(Exercise directions):
Say how many lines contain the word "Tailwind". Only the number should be given.
□ □ □ □ □ □ □
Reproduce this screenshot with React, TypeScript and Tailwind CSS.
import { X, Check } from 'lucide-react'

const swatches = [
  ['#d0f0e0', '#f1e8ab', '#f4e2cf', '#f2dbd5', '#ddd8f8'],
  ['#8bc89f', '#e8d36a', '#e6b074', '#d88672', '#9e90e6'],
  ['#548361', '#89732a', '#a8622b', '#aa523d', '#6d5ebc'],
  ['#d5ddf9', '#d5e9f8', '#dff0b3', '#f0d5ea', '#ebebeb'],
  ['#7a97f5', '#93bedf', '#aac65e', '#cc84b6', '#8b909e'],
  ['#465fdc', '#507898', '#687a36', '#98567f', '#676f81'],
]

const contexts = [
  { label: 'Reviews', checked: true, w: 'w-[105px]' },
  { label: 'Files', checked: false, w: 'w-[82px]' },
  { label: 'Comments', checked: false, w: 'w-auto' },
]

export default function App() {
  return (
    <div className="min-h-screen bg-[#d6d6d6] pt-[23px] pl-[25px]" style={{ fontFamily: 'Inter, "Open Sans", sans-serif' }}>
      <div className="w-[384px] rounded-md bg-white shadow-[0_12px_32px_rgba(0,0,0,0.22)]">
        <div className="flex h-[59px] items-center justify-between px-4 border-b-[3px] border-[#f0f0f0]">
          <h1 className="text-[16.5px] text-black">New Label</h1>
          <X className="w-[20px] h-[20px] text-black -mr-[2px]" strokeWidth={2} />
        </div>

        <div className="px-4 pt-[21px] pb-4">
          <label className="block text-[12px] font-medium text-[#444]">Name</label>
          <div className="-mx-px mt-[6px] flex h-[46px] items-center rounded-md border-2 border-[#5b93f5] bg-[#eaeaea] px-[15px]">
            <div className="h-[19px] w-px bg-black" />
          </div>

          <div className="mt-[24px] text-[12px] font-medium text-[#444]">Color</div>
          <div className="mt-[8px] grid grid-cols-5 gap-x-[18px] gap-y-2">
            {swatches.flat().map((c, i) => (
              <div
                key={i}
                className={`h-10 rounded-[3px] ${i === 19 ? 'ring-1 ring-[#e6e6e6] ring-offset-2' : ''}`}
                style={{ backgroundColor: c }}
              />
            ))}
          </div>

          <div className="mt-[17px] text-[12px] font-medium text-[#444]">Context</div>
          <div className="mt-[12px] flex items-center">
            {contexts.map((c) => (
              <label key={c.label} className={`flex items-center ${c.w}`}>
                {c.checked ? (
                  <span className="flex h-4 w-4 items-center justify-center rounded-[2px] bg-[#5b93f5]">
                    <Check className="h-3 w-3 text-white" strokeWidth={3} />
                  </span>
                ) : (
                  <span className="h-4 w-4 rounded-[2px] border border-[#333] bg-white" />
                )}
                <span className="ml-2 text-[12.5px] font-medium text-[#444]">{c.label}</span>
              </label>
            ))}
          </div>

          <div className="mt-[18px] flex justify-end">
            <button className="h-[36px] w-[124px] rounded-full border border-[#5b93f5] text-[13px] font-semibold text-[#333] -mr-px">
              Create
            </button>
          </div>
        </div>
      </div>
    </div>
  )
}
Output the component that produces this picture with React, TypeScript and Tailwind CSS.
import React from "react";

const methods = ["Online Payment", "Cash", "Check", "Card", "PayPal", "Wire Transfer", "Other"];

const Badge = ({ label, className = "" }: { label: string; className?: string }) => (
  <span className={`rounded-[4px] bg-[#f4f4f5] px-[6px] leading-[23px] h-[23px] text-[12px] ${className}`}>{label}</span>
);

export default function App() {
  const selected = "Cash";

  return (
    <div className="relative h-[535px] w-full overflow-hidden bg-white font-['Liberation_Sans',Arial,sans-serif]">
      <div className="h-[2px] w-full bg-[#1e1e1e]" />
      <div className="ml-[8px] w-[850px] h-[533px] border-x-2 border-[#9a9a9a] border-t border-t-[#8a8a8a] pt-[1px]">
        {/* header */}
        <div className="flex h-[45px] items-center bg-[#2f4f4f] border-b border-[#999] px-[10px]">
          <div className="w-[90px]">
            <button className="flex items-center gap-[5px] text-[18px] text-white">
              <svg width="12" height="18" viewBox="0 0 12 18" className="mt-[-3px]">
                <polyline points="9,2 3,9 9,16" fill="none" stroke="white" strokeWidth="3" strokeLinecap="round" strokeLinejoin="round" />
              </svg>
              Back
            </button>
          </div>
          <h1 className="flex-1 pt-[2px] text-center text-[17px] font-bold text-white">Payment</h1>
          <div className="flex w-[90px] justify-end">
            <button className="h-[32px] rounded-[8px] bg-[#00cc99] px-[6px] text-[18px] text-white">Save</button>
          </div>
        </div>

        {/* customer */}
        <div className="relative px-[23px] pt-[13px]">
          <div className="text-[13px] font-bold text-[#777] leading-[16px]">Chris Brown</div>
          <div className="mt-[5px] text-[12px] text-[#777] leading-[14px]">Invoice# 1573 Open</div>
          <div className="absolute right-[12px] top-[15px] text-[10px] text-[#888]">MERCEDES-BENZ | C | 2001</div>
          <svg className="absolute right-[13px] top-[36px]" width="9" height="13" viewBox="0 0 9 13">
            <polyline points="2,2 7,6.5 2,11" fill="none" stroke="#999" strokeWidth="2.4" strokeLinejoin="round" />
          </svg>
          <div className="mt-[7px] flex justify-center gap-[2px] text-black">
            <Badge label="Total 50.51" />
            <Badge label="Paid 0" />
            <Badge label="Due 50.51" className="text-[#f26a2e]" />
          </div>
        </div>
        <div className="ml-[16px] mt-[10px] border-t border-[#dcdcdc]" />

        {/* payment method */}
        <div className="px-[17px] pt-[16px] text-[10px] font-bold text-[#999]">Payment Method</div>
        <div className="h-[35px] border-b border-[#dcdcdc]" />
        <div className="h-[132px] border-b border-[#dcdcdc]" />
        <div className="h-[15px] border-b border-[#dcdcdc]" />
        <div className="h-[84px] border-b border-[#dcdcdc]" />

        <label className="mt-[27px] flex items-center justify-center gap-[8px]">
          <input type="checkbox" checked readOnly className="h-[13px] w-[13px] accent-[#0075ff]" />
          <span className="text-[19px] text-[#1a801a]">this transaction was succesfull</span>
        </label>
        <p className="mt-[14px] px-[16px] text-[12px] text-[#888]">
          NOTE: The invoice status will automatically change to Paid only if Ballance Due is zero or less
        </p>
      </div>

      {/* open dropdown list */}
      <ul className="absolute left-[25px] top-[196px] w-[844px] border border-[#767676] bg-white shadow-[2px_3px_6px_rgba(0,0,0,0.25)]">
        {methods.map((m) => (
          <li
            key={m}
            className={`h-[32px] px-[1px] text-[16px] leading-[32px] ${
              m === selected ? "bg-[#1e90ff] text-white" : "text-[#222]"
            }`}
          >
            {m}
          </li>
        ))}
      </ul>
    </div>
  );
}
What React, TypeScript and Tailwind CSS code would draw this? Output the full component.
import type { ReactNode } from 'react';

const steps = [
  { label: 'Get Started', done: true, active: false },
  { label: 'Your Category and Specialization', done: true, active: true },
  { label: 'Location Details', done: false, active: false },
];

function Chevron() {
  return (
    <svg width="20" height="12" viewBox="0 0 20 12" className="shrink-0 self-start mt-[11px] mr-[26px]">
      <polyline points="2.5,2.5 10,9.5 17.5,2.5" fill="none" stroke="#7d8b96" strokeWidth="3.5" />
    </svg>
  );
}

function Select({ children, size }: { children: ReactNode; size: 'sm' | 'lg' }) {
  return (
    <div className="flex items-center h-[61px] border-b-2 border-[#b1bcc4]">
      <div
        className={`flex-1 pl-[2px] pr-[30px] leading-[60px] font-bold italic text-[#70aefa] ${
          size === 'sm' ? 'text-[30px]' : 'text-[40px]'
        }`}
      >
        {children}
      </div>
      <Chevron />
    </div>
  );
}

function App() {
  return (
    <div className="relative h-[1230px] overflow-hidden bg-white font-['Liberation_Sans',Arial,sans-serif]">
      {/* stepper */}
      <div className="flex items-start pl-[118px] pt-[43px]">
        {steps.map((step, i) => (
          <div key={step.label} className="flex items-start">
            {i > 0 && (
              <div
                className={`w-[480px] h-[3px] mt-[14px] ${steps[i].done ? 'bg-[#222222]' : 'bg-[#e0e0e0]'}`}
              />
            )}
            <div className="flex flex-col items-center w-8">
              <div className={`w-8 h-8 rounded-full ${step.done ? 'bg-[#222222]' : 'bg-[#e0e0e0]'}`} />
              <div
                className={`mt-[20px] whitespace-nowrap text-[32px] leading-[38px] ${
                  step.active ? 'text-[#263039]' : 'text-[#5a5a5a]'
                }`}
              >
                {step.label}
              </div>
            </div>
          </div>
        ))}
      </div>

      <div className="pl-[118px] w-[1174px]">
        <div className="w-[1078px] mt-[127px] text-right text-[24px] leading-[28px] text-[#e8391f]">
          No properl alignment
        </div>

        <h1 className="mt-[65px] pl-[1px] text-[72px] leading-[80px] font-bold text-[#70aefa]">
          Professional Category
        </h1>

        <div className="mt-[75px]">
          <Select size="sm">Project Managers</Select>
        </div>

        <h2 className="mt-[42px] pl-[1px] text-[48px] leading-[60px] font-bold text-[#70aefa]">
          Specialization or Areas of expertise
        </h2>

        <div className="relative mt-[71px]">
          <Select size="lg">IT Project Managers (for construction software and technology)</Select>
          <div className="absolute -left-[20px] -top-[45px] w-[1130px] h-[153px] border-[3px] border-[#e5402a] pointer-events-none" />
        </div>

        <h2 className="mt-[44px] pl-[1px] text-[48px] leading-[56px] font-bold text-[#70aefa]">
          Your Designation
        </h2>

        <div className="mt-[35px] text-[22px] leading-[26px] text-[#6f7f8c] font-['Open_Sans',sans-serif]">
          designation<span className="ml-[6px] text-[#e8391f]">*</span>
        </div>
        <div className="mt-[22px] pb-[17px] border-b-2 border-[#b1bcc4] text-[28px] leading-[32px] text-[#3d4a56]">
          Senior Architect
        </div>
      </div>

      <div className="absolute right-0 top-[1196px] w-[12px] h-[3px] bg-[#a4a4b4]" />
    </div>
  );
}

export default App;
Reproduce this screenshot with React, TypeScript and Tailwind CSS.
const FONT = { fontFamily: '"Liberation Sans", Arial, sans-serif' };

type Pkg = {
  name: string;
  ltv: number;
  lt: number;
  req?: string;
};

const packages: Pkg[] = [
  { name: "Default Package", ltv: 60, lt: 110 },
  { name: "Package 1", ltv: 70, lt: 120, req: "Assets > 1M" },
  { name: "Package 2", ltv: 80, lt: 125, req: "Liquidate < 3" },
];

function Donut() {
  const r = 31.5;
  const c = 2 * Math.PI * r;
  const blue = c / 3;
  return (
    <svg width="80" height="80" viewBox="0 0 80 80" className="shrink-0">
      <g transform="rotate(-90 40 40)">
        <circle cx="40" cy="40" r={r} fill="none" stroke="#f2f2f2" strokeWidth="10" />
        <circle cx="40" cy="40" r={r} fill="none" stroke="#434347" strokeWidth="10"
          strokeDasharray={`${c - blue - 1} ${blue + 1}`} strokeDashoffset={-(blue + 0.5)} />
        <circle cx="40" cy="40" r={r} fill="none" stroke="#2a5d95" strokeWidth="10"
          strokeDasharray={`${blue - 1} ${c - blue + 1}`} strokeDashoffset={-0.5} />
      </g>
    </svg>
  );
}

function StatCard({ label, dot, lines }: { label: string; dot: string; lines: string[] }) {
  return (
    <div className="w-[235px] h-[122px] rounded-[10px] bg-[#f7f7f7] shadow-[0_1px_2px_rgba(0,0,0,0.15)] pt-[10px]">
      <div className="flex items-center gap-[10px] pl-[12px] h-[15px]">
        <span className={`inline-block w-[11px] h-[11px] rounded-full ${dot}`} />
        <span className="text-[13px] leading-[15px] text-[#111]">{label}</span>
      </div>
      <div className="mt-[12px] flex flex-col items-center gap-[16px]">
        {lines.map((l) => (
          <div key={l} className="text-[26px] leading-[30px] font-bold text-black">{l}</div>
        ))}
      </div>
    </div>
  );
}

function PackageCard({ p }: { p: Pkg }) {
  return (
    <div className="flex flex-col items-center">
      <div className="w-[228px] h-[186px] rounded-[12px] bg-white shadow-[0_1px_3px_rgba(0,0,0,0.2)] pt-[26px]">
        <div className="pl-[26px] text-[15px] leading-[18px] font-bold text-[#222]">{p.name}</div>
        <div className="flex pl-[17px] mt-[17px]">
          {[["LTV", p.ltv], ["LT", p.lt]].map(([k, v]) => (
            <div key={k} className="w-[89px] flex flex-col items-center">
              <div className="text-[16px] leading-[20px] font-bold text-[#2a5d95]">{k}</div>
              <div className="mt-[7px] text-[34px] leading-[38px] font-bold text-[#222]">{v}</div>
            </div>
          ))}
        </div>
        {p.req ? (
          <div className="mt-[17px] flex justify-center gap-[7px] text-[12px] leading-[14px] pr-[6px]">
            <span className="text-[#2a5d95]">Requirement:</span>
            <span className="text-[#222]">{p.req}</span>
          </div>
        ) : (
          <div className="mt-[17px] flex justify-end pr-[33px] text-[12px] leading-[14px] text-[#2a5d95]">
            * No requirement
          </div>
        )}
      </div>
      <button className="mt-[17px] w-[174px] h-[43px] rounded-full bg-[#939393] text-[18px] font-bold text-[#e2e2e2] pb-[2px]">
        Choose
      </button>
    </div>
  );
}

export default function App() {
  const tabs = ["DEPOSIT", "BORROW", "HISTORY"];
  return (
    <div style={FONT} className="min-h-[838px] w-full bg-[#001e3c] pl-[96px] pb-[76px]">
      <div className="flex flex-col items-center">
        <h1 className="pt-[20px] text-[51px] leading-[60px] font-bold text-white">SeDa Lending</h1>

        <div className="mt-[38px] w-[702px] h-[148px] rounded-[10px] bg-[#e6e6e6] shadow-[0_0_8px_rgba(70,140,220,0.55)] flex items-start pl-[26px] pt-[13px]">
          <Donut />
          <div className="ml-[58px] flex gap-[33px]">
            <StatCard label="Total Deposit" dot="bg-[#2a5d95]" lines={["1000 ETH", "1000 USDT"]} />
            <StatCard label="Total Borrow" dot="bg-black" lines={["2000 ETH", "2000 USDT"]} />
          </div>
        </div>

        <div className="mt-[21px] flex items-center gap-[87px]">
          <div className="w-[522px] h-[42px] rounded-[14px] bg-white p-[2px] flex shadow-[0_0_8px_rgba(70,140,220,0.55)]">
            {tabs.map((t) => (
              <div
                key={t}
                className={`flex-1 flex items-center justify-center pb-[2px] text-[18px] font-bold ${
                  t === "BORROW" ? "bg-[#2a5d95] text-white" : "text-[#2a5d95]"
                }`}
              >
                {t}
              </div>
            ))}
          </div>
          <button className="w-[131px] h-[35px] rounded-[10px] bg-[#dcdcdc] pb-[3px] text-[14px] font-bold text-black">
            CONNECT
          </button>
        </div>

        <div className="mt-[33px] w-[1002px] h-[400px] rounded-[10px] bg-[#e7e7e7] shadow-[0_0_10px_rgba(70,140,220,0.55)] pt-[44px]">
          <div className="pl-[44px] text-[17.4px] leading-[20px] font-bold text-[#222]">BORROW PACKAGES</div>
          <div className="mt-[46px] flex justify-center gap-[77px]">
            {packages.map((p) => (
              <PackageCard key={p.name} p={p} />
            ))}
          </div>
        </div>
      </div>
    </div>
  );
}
□ □ □ □ □ □ □
(Exercise answer):
4